Of participants who were euthyroid and not taking thyroid medication at baseline, 3.7% developed a raised TSH during follow-up and the incidence of TSH abnormality or new thyroid medication use was 7.0% after 4.3 years. This suggests that single normal TSH results do not exclude the possibility of thyroid abnormality manifesting in the future and that ongoing surveillance is needed to detect new cases.

We found cases of untreated overt hypothyroidism both at baseline (1.1%) and during follow-up (0.2%). In addition, of those eight participants who were overtly hypothyroid at baseline and returned for the Year 4 assessment, only 25% had commenced thyroxine therapy. None of the remainder showed progressive deterioration of thyroid function, their baseline thyroid function was only marginally abnormal, and three became euthyroid, suggesting regression to the mean. Guidelines usually recommend screening for thyroid disease in all people with type 1 diabetes.[18] However, our unadjusted analysis did not find a significantly different prevalence or incidence of thyroid dysfunction on the basis of diabetes type. This may be because there is a tendency towards a higher incidence of thyroid disorders among older people.[36] Therefore, an average aged patient with type 2 diabetes is as likely to have thyroid dysfunction as a typically younger patient with type 1 diabetes. Our data suggest that usual community-based care is effective at detecting significant thyroid disease in people with type 1 or 2 diabetes. In contrast to the current guidelines, periodic testing of all type 2 patients may be necessary to detect all affected patients, as is being done on an ad hoc basis in countries such as the UK.[22]

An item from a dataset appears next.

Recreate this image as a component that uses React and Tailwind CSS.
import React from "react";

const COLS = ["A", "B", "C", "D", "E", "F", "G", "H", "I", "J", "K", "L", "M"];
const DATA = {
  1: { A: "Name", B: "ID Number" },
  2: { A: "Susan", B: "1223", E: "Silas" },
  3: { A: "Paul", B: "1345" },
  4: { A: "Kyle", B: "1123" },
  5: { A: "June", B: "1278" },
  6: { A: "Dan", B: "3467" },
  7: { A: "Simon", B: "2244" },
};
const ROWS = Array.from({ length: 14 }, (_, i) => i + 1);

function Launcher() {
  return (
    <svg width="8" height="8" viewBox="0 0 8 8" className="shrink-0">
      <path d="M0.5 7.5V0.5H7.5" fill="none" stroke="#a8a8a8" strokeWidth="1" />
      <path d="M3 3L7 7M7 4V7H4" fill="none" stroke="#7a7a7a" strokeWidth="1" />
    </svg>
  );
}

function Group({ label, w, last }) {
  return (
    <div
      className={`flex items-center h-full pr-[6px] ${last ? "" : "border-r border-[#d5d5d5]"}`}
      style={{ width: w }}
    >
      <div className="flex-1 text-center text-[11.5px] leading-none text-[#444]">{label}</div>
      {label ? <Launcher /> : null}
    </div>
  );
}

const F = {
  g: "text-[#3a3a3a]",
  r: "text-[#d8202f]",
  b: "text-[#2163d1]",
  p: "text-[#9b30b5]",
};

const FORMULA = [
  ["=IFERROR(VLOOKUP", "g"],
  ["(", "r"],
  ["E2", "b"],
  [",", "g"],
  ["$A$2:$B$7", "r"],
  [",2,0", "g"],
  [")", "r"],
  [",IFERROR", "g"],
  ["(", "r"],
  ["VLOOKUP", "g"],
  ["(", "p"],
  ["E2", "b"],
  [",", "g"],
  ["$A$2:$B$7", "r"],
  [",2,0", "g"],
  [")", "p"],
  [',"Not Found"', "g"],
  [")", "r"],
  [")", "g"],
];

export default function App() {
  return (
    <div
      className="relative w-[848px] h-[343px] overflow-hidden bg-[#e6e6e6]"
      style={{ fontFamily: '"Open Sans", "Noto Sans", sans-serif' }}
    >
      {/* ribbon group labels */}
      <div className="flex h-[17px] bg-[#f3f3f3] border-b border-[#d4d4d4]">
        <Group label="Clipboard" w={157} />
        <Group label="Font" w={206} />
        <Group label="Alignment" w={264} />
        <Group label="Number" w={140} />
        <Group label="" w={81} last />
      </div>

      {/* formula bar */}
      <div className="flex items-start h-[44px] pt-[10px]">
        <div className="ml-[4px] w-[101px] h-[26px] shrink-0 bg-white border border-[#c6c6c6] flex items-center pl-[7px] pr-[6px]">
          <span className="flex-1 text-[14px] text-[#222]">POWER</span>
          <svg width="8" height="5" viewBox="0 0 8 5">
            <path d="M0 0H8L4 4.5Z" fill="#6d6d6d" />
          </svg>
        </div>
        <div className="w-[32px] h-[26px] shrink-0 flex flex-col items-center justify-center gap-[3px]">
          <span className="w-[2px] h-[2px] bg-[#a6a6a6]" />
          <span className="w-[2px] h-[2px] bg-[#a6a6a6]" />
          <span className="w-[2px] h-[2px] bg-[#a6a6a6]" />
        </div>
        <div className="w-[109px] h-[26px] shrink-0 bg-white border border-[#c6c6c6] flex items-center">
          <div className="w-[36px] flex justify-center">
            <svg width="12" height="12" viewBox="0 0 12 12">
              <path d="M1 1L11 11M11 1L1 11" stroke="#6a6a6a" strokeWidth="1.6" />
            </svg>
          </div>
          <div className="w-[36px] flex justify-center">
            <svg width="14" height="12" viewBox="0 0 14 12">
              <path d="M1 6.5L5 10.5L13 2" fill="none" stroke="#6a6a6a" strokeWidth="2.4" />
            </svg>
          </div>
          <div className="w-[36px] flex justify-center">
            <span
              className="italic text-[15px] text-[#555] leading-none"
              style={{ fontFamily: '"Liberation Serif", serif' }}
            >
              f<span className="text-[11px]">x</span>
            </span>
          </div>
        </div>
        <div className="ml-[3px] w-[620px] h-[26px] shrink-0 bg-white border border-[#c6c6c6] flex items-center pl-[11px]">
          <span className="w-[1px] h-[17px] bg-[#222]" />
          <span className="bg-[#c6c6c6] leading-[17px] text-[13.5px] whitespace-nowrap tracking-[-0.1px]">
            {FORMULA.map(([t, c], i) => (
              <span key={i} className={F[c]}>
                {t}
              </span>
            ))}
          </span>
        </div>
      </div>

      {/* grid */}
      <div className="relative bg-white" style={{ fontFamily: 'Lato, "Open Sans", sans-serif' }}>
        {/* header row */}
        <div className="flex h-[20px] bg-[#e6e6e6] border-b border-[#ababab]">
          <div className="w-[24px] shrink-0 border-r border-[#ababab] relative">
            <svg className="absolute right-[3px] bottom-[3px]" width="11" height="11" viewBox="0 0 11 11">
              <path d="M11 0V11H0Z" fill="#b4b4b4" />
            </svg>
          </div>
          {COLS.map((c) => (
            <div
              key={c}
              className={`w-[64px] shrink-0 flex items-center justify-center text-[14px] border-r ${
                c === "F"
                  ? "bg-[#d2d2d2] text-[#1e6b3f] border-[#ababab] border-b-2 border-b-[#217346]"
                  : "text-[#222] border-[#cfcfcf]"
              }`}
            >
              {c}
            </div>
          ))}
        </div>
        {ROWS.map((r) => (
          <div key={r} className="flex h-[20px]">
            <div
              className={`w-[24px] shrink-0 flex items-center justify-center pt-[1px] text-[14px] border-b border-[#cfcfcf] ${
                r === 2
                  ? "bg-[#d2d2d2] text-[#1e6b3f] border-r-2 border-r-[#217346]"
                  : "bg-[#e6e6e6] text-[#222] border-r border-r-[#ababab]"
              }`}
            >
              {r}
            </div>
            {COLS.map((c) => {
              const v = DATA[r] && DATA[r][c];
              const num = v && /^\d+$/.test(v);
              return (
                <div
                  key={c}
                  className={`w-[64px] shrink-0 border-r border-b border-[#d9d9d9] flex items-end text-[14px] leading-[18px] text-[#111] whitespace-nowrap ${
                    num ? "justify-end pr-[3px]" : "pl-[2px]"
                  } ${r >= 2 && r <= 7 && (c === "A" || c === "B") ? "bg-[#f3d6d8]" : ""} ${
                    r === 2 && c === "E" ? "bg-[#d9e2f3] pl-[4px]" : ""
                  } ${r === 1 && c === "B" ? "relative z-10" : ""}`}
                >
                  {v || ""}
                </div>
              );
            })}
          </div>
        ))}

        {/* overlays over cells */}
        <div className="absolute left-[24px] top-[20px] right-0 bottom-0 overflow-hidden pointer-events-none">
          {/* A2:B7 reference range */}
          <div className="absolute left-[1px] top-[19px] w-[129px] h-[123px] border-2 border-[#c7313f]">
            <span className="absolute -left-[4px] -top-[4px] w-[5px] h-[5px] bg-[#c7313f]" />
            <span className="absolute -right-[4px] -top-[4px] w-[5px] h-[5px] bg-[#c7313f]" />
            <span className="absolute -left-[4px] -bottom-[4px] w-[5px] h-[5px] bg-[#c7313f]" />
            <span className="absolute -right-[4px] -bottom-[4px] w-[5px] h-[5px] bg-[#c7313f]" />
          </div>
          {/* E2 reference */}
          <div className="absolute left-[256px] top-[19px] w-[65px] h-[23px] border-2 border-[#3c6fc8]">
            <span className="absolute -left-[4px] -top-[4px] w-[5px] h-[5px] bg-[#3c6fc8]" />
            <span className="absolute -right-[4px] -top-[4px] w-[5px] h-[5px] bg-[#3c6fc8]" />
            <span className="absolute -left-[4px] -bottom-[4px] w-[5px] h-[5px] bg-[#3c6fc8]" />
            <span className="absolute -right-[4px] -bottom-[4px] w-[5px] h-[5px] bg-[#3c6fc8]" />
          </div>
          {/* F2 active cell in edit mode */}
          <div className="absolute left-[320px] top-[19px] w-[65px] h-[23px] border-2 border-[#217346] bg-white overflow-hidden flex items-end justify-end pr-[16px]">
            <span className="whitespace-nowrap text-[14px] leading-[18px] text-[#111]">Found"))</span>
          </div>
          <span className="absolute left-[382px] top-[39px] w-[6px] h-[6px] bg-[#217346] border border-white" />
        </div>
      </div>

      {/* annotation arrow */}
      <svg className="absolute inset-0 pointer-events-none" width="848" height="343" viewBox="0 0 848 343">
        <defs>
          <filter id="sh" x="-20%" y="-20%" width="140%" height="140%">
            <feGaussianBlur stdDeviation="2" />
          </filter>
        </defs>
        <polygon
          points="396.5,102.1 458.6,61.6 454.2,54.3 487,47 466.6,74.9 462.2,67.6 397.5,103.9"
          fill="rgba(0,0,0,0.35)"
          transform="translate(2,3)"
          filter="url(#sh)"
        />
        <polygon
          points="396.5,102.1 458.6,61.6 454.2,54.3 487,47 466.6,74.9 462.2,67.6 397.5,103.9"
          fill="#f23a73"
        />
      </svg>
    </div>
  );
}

Our participants with LADA were of similar age to those with type 2 diabetes but were older than those with type 1 diabetes. Their anti-TPO positivity was intermediate between type 1 and type 2 diabetes, consistent with observations of higher prevalence of anti-TPO positivity in type 2 diabetic subjects with anti-GAD positivity versus negativity.[33] Nevertheless, the prevalence of any thyroid disease (known/unknown) in the LADA participants was similar to those with type 2 diabetes, and lower than among those with type 1 diabetes. Although there were a limited number of participants with LADA, our data relating to diagnosed thyroid disease suggest that they behave more like people with type 2 rather than type 1diabetes.

The present study had limitations. Identification of thyroid disease depended on the documentation in the WADLS and FDS2 databases, respectively. However, there was 85% agreement in the classification of participants based on the hospital morbidity database and self-report suggesting that these sources were acceptably accurate (data not shown). We were unable to ascertain pretreatment thyroid function in most participants with incident thyroid dysfunction requiring replacement therapy as these were done outside the study, and so cannot confirm whether the participants were being treated for overt or subclinical thyroid disease. We did not measure free T3 so are unable to comment on the prevalence of T3 thyrotoxicosis. The strengths of this study include its large community-based cohort, detailed prospective data collection and WADLS linkage.

Thyroid dysfunction, whether diagnosed or detected on biochemical screening, is common in diabetes regardless of type. Subclinical hypothyroidism is the commonest form (at around 1 in 25 people with diabetes both at baseline and during follow-up in FDS2), and it has a variable course. This latter observation alone makes an argument for periodic biochemical screening in all people with diabetes (not just type 1) as part of routine management.